A video of a construction worker voicing his concerns about unsafe work conditions at construction sites in the wake of the coronavirus pandemic is getting attention on social media as calls to halt construction work continue to grow.

In the video, a man is seen speaking to a group of construction workers, telling them that if they feel unsafe, they have a choice to walk out.

"If I lose my job, I lose my job," he said. "I'm scared too."

The man then proceeded to tell the group that social distancing is not being observed on sites, and proper hygiene is not being practiced.

"We're all breathing on each other. Where's your eating facilities? Are they sanitized? Do you have water to wash your hands when you eat your sandwiches," he said.

The man was later identified as Jack Da Silva, a member of the Laborer's International Union of North America (LiUNA) Local 183.

The video comes days after the province listed most construction as an essential service, meaning construction workers have to continue working even as most other industries have been forced to work at home.

Public health agencies have strongly urged the public to limit social interactions and banned large gatherings to stop the spread of the virus, which has killed 13 people in Ontario as of Wednesday.

In Quebec on Monday, Premier Francois Legault suspended all construction activity except for emergency or security services.

Ontario Liberal Party leader Steven Del Duca and Ontario Green Party leader Mike Schreiner released separate statements calling for a halt of construction activities for at least a week.

Following the news of three Crosstown LRT construction workers testing positive for the virus, Del Duca said there needs to be a "stronger action on the part of the government."

Jack Da Silva

In a news conference on Wednesday, Premier Doug Ford reiterated that if construction workers don't feel safe at their workplace, they can walk off the job.

"And I'll have zero tolerance, zero tolerance for any construction site that doesn't have the proper essentials to keep the workers safe and make sure the outhouses are clean, make sure the sanitizers are there," Ford said.

There are 125 inspectors in Toronto checking if sites are adhering to guidelines from public health, he said, adding that 12 summonses were written Wednesday.

If workers end up choosing to walk off the job, Ford said he is "positive" they will be able to collect payment from the federal government.

"What I understand (from) the federal government if you can't work because of coronavirus, there will be a package out there. There is a package right now, and safety is our number one priority."

Sean McFarling of LIUNA Ontario Provincial District Council said that if the province and health officials are labelling construction as an essential service, then employers need to make their workplace safe for employees.

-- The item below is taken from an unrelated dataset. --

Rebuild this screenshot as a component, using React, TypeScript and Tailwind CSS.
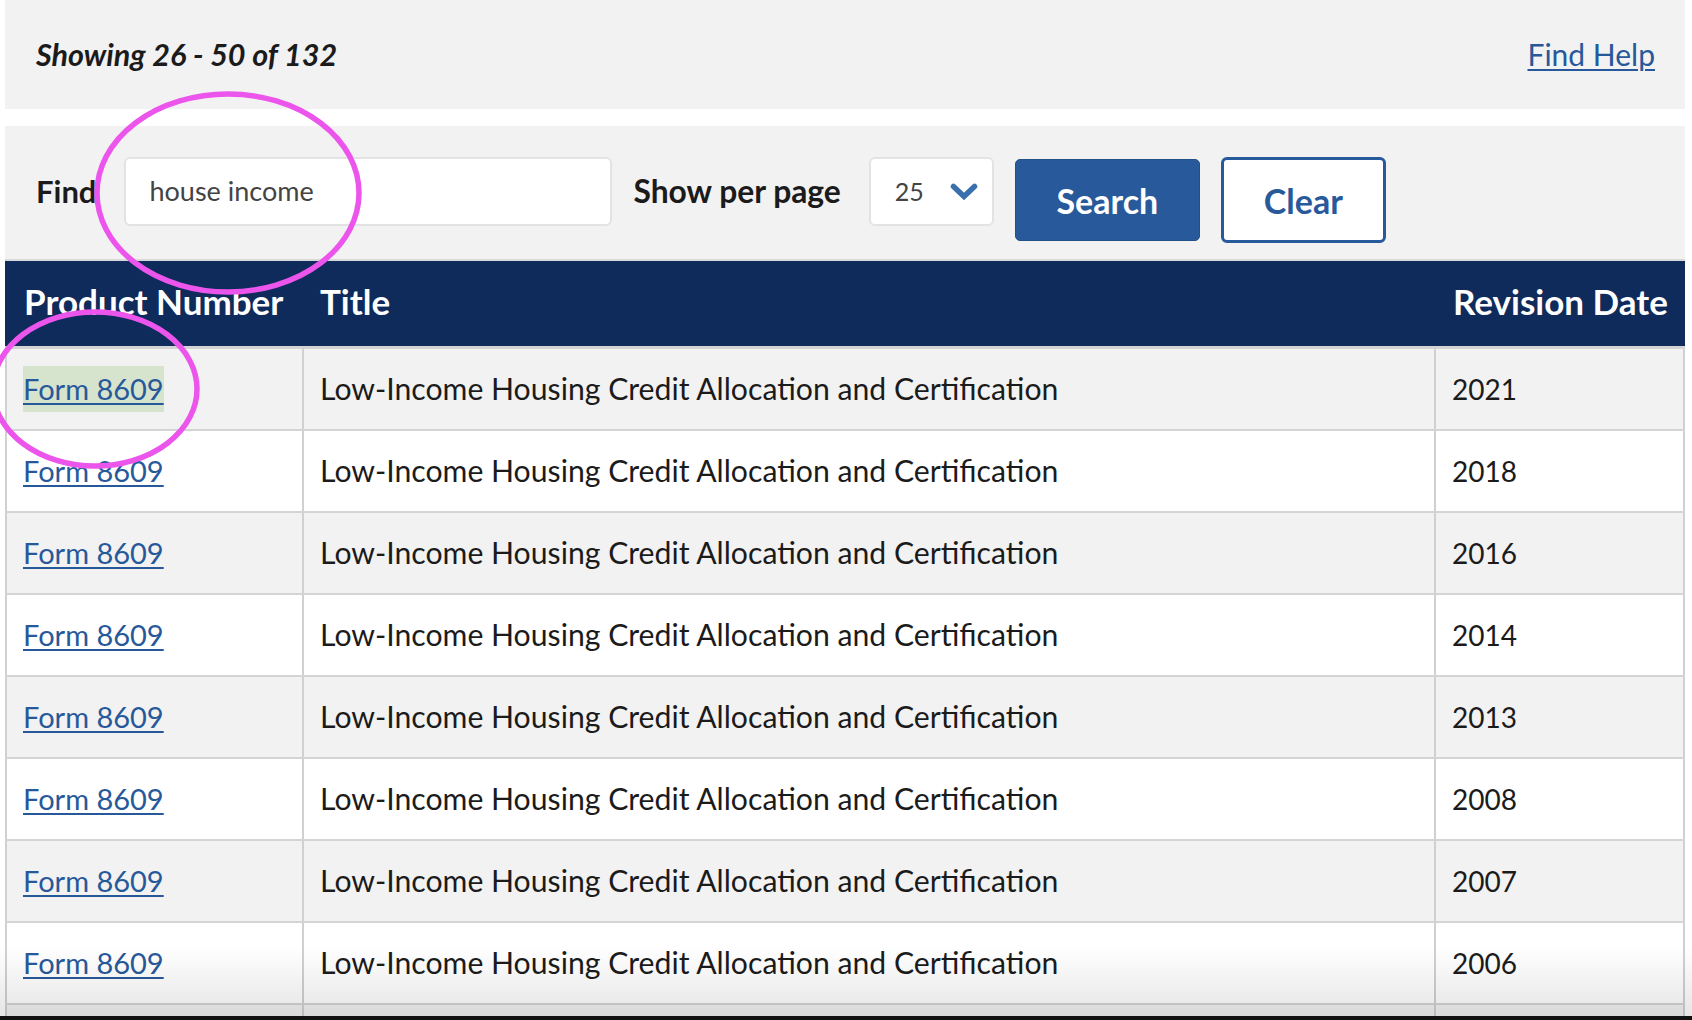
import React from "react";

const years = ["2021", "2018", "2016", "2014", "2013", "2008", "2007", "2006", ""];
const title = "Low-Income Housing Credit Allocation and Certification";

const App: React.FC = () => {
  return (
    <div className="relative h-[1020px] w-full overflow-hidden bg-white font-['Lato',sans-serif] text-[#1b1b1b]">
      {/* result count */}
      <div className="ml-[5px] flex h-[109px] w-[1680px] items-center justify-between bg-[#f2f2f2] pl-[31px] pr-[30px]">
        <div className="text-[30.5px] font-bold italic">Showing 26 - 50 of 132</div>
        <a href="#" className="text-[30px] text-[#27599a] underline decoration-2 underline-offset-[3px]">
          Find Help
        </a>
      </div>

      {/* search form */}
      <div className="ml-[5px] mt-[17px] flex h-[133px] w-[1680px] items-start bg-[#f2f2f2] pl-[31px] pt-[31px]">
        <div className="flex h-[69px] items-center text-[31px] font-bold">Find</div>
        <div className="ml-[28px] flex h-[69px] w-[488px] items-center rounded-[6px] border-2 border-[#e3e3e3] bg-white pl-[23px] text-[27px] text-[#444]">
          house income
        </div>
        <div className="ml-[21px] flex h-[69px] items-center text-[31.8px] font-bold">Show per page</div>
        <div className="ml-[28px] flex h-[69px] w-[125px] items-center rounded-[6px] border-2 border-[#e3e3e3] bg-white pl-[24px] text-[25px] text-[#444]">
          <span>25</span>
          <svg className="ml-[26px]" width="28" height="18" viewBox="0 0 28 18">
            <path d="M3.5 3.5 L14 13.5 L24.5 3.5" fill="none" stroke="#3a6fae" strokeWidth="5.5" strokeLinecap="round" strokeLinejoin="miter" />
          </svg>
        </div>
        <button className="ml-[21px] mt-[2px] flex h-[82px] w-[185px] items-center justify-center rounded-[5px] border border-[#214f88] bg-[#28599a] text-[34px] font-bold text-white">
          Search
        </button>
        <button className="ml-[21px] flex h-[86px] w-[165px] items-center justify-center rounded-[6px] border-[3px] border-[#28599a] bg-white text-[34px] font-bold text-[#28599a]">
          Clear
        </button>
      </div>

      {/* results table */}
      <div className="ml-[5px] w-[1680px]">
        <div className="flex h-[87px] items-center border-t-2 border-[#d9d9d9] bg-[#0f2b5b] pb-[5px] text-[35px] font-bold text-white">
          <div className="w-[299px] pl-[19px]">Product Number</div>
          <div className="w-[1132px] pl-[16px]">Title</div>
          <div className="flex-1 pl-[17px]">Revision Date</div>
        </div>
        <div className="border-t-[3px] border-[#d4d4d4]">
          {years.map((year, i) => (
            <div
              key={i}
              className={`flex h-[82px] items-stretch border-b-2 border-[#d4d4d4] ${i % 2 === 0 ? "bg-[#f2f2f2]" : "bg-white"}`}
            >
              <div className="flex w-[299px] items-center border-x-2 border-[#d0d0d0] pl-[16px] text-[29px]">
                {year && (
                  <a
                    href="#"
                    className={`text-[#27599a] underline decoration-2 underline-offset-[3px] ${i === 0 ? "inline-block h-[46px] bg-[#d6e4cd] leading-[46px]" : ""}`}
                  >
                    Form 8609
                  </a>
                )}
              </div>
              <div className="flex w-[1132px] items-center border-r-2 border-[#d0d0d0] pl-[16px] text-[30.2px]">{year && title}</div>
              <div className="flex flex-1 items-center border-r-2 border-[#d0d0d0] pl-[16px] text-[28px]">{year}</div>
            </div>
          ))}
        </div>
      </div>

      {/* screenshot fade and edge */}
      <div className="pointer-events-none absolute bottom-[4px] left-0 h-[70px] w-full bg-gradient-to-b from-transparent to-black/10" />
      <div className="absolute bottom-0 left-0 h-[4px] w-full bg-[#111]" />

      {/* annotation circles */}
      <svg className="pointer-events-none absolute left-0 top-0" width="1692" height="1020" viewBox="0 0 1692 1020">
        <ellipse cx="228" cy="193" rx="131" ry="99" fill="none" stroke="#ec55ec" strokeWidth="5.5" />
        <ellipse cx="95" cy="389" rx="102" ry="77" fill="none" stroke="#ec55ec" strokeWidth="5.5" />
      </svg>
    </div>
  );
};

export default App;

"I think that video we watched reflects the fears and concerns that we're also hearing from our members in emails and various calls. You've got the fear for their health about being on unsafe worksites and then the fear of their own economic wellbeing if they're not able to go to work," McFarling said.

He said he is pleased to learn that the province is listening to unions to ensure that inspectors are going to sites demanding that safe conditions should exist if they are required to go to work.

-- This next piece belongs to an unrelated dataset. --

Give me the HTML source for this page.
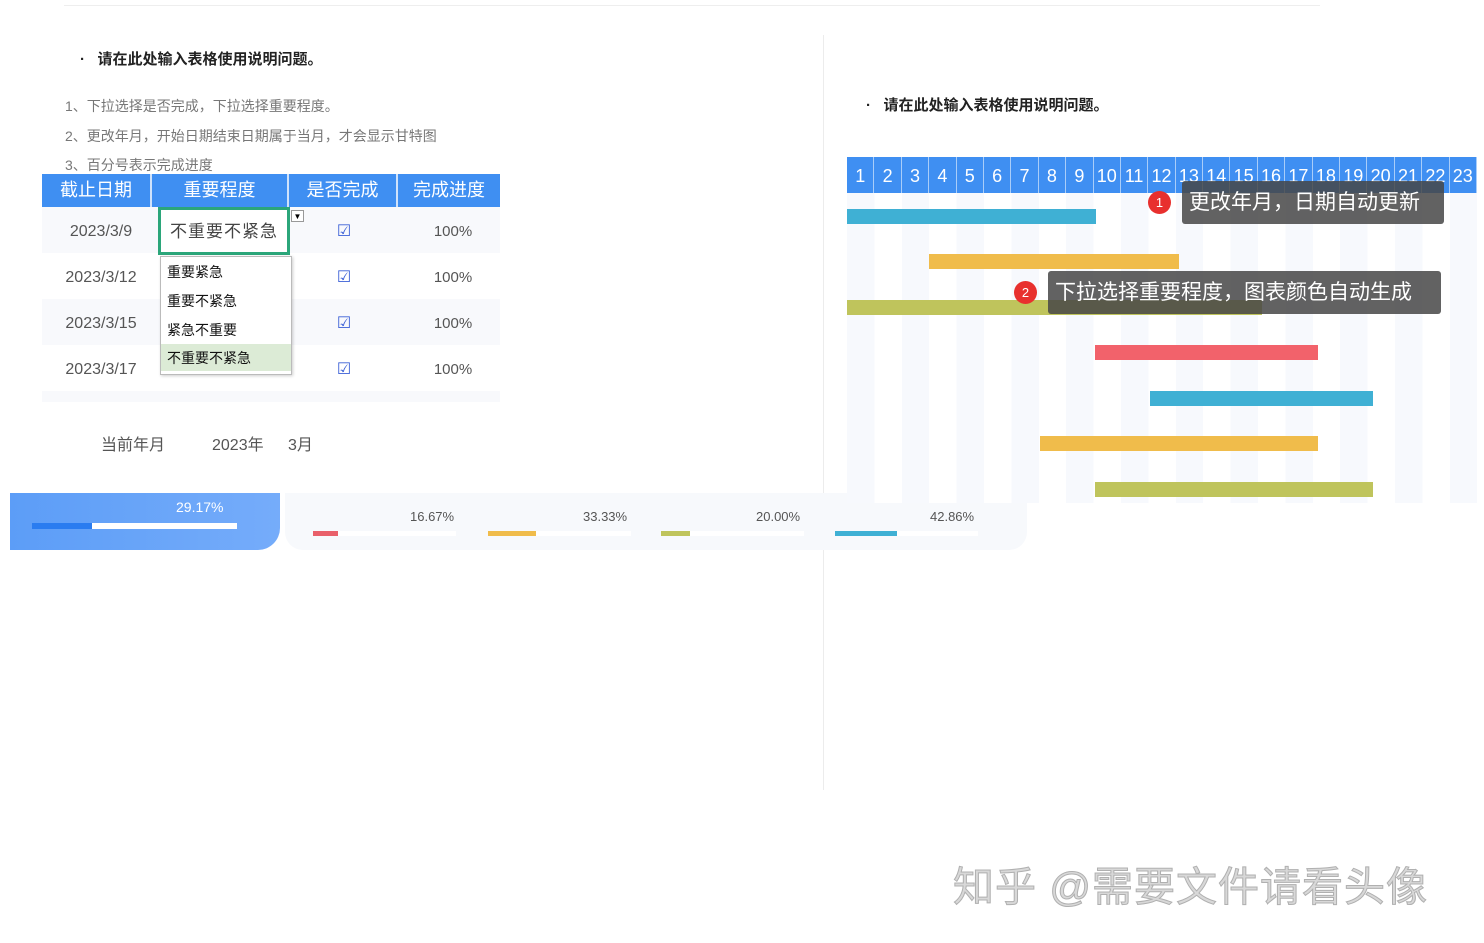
<!DOCTYPE html>
<html><head><meta charset="utf-8"><style>
*{margin:0;padding:0;box-sizing:border-box}
body{width:1484px;height:943px;background:#fff;position:relative;overflow:hidden;font-family:"Liberation Sans","Noto Sans CJK SC",sans-serif}
.a{position:absolute}
.t{font-size:14px;color:#777;white-space:nowrap}
.hd{background:#3f8ff2;color:#fff;font-size:18px;text-align:center;line-height:33px;border-right:2px solid #cfe2fb}
.cell{font-size:16px;color:#555;text-align:center;line-height:50px}
.bar{position:absolute;height:15px}
.gh{display:flex}
.gh div{width:27.4px;height:36px;background:#3f8ff2;color:#fff;font-size:18px;line-height:38px;text-align:center;border-right:1px solid #a9cdf9;overflow:hidden}
.tip{position:absolute;background:rgba(70,70,70,.85);color:#fff;font-size:21px;border-radius:3px;padding-left:7px;line-height:43px;white-space:nowrap}
.dot{position:absolute;width:23px;height:23px;border-radius:50%;background:#e8302e;color:#fff;font-size:13px;text-align:center;line-height:23px}
</style></head><body>
<div class="a" style="left:64px;top:5px;width:1256px;height:1px;background:#eee"></div>
<div class="a" style="left:823px;top:35px;width:1px;height:755px;background:#ececec"></div>

<div class="a" style="left:80px;top:48px;font-size:15px;font-weight:bold;color:#222">·&nbsp;&nbsp;&nbsp;请在此处输入表格使用说明问题。</div>
<div class="a t" style="left:65px;top:96px">1、下拉选择是否完成，下拉选择重要程度。</div>
<div class="a t" style="left:65px;top:126px">2、更改年月，开始日期结束日期属于当月，才会显示甘特图</div>
<div class="a t" style="left:65px;top:155px">3、百分号表示完成进度</div>

<div class="a" style="left:42px;top:174px;width:458px;height:228px;background:#fff">
 <div class="a hd" style="left:0;top:0;width:110px">截止日期</div>
 <div class="a hd" style="left:110px;top:0;width:137px">重要程度</div>
 <div class="a hd" style="left:247px;top:0;width:109px">是否完成</div>
 <div class="a hd" style="left:356px;top:0;width:102px;border:0">完成进度</div>
 <div class="a" style="left:0;top:33px;width:458px;height:46px;background:#f8f9fc"></div>
 <div class="a" style="left:0;top:125px;width:458px;height:46px;background:#f8f9fc"></div>
 <div class="a" style="left:0;top:217px;width:458px;height:11px;background:#f8f9fc"></div>
</div>
<div class="a cell" style="left:42px;top:207px;width:118px">2023/3/9</div>
<div class="a cell" style="left:42px;top:253px;width:118px">2023/3/12</div>
<div class="a cell" style="left:42px;top:299px;width:118px">2023/3/15</div>
<div class="a cell" style="left:42px;top:345px;width:118px">2023/3/17</div>
<div class="a cell" style="left:290px;top:207px;width:108px;color:#3a5fd6">☑</div>
<div class="a cell" style="left:290px;top:253px;width:108px;color:#3a5fd6">☑</div>
<div class="a cell" style="left:290px;top:299px;width:108px;color:#3a5fd6">☑</div>
<div class="a cell" style="left:290px;top:345px;width:108px;color:#3a5fd6">☑</div>
<div class="a cell" style="left:408px;top:207px;width:90px;font-size:15px">100%</div>
<div class="a cell" style="left:408px;top:253px;width:90px;font-size:15px">100%</div>
<div class="a cell" style="left:408px;top:299px;width:90px;font-size:15px">100%</div>
<div class="a cell" style="left:408px;top:345px;width:90px;font-size:15px">100%</div>
<div class="a" style="left:158px;top:207px;width:132px;height:48px;border:3px solid #2ba67a;background:#fff;font-size:17px;color:#444;text-align:center;line-height:44px;letter-spacing:1px">不重要不紧急</div>
<div class="a" style="left:291px;top:210px;width:13px;height:12px;border:1px solid #999;background:#fff;font-size:8px;text-align:center;line-height:11px">▼</div>
<div class="a" style="left:160px;top:256px;width:132px;height:119px;background:#fff;border:1px solid #bbb;box-shadow:1px 1px 3px rgba(0,0,0,.2);font-size:14px;color:#111">
 <div style="padding-left:6px;line-height:31px;height:29px">重要紧急</div>
 <div style="padding-left:6px;line-height:31px;height:29px">重要不紧急</div>
 <div style="padding-left:6px;line-height:31px;height:29px">紧急不重要</div>
 <div style="padding-left:6px;line-height:28px;height:27px;background:#dcebd6">不重要不紧急</div>
</div>
<div class="a" style="left:101px;top:431px;font-size:16px;color:#555">当前年月</div>
<div class="a" style="left:212px;top:431px;font-size:16px;color:#555">2023年</div>
<div class="a" style="left:288px;top:431px;font-size:16px;color:#555">3月</div>

<div class="a" style="left:10px;top:493px;width:270px;height:57px;background:linear-gradient(90deg,#5c9df7,#75acfa);border-radius:0 0 22px 0"></div>
<div class="a" style="left:176px;top:499px;font-size:14px;color:#fff">29.17%</div>
<div class="a" style="left:32px;top:523px;width:205px;height:6px;background:#fff"></div>
<div class="a" style="left:32px;top:523px;width:60px;height:6px;background:#2a7cf0"></div>
<div class="a" style="left:285px;top:493px;width:742px;height:57px;background:#f7f9fc;border-radius:0 0 18px 18px"></div>
<div class="a" style="left:410px;top:509px;font-size:13px;color:#555">16.67%</div>
<div class="a" style="left:583px;top:509px;font-size:13px;color:#555">33.33%</div>
<div class="a" style="left:756px;top:509px;font-size:13px;color:#555">20.00%</div>
<div class="a" style="left:930px;top:509px;font-size:13px;color:#555">42.86%</div>
<div class="a" style="left:313px;top:531px;width:143px;height:5px;background:#fff"></div><div class="a" style="left:313px;top:531px;width:25px;height:5px;background:#e9606a"></div>
<div class="a" style="left:488px;top:531px;width:143px;height:5px;background:#fff"></div><div class="a" style="left:488px;top:531px;width:48px;height:5px;background:#f0bc4b"></div>
<div class="a" style="left:661px;top:531px;width:143px;height:5px;background:#fff"></div><div class="a" style="left:661px;top:531px;width:29px;height:5px;background:#bfc45c"></div>
<div class="a" style="left:835px;top:531px;width:143px;height:5px;background:#fff"></div><div class="a" style="left:835px;top:531px;width:62px;height:5px;background:#3fb0d4"></div>

<div class="a" style="left:866px;top:94px;font-size:15px;font-weight:bold;color:#222">·&nbsp;&nbsp;&nbsp;请在此处输入表格使用说明问题。</div>
<div class="a" style="left:847px;top:193px;width:637px;height:310px;background:repeating-linear-gradient(90deg,#f7f9fd 0,#f7f9fd 27.4px,#fff 27.4px,#fff 54.8px)"></div>
<div class="a gh" style="left:847px;top:157px;width:637px;overflow:hidden">
<div>1</div><div>2</div><div>3</div><div>4</div><div>5</div><div>6</div><div>7</div><div>8</div><div>9</div><div>10</div><div>11</div><div>12</div><div>13</div><div>14</div><div>15</div><div>16</div><div>17</div><div>18</div><div>19</div><div>20</div><div>21</div><div>22</div><div>23</div>
</div>
<div class="bar" style="left:847px;top:209px;width:249px;background:#3fb0d4"></div>
<div class="bar" style="left:929px;top:254px;width:250px;background:#f0bc4b"></div>
<div class="bar" style="left:847px;top:300px;width:415px;background:#bfc45c"></div>
<div class="bar" style="left:1095px;top:345px;width:223px;background:#f2626b"></div>
<div class="bar" style="left:1150px;top:391px;width:223px;background:#3fb0d4"></div>
<div class="bar" style="left:1040px;top:436px;width:278px;background:#f0bc4b"></div>
<div class="bar" style="left:1095px;top:482px;width:278px;background:#bfc45c"></div>
<div class="tip" style="left:1182px;top:181px;width:262px">更改年月，日期自动更新</div>
<div class="dot" style="left:1148px;top:191px">1</div>
<div class="tip" style="left:1048px;top:271px;width:393px">下拉选择重要程度，图表颜色自动生成</div>
<div class="dot" style="left:1014px;top:281px">2</div>

<div class="a" style="left:953px;top:853px;font-size:41px;letter-spacing:1px;color:#d8d8d8;-webkit-text-stroke:1px #b0b0b0;white-space:nowrap">知乎 @需要文件请看头像</div>
</body></html>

McFarling said there should be adequate hand sanitation at construction sites, more room to have lunch apart, and sufficient tools to avoid sharing. He also said social distancing could be observed by doing staggered shifts to allow a smaller crew on sites.

"This is going to require a sacrifice in a certain amount of efficiency, but we will not sacrifice our member's safety to have an efficient workplace. So if they need to be on the sites, employers need to take a hard look at all the various extra steps that are going to be taken to protect our workers," McFarling said.

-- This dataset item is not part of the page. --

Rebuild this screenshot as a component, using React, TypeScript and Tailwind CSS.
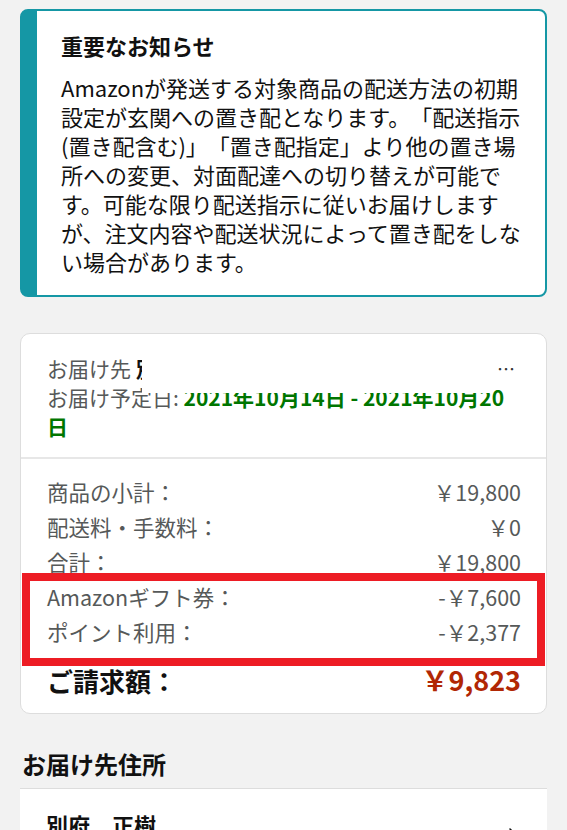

"Our members shouldn't have to choose between economic security and physical health."

Richard Lyall, executive director of the Residential Construction Council of Ontario (RESCON), said the first thing his association did in response to the virus outbreak was to address the safety issue at construction sites.

"We got together with the other sectors of the construction industry, and we developed an entirely new protocol to address safety measures on sites," Lyall said.

He said the video of Da Silva was "over the top" and unhelpful.

"And that performance by the rep was more theatre than useful in any real way. In fact, I perceived that as more of a hazard than anything else to go onto a site and scare people," Lyall said.

He said it is unfortunate that the video was released because it adds to the fear-mongering that's been happening. Lyall said there had been some problems, including some pilferage of supplies like missing hand sanitizers. But, they are being replaced.

Lyall repeated the premier's sentiments, saying if a worker does not feel safe, they don't have to work.

"Construction workers are very smart to people. They know their rights."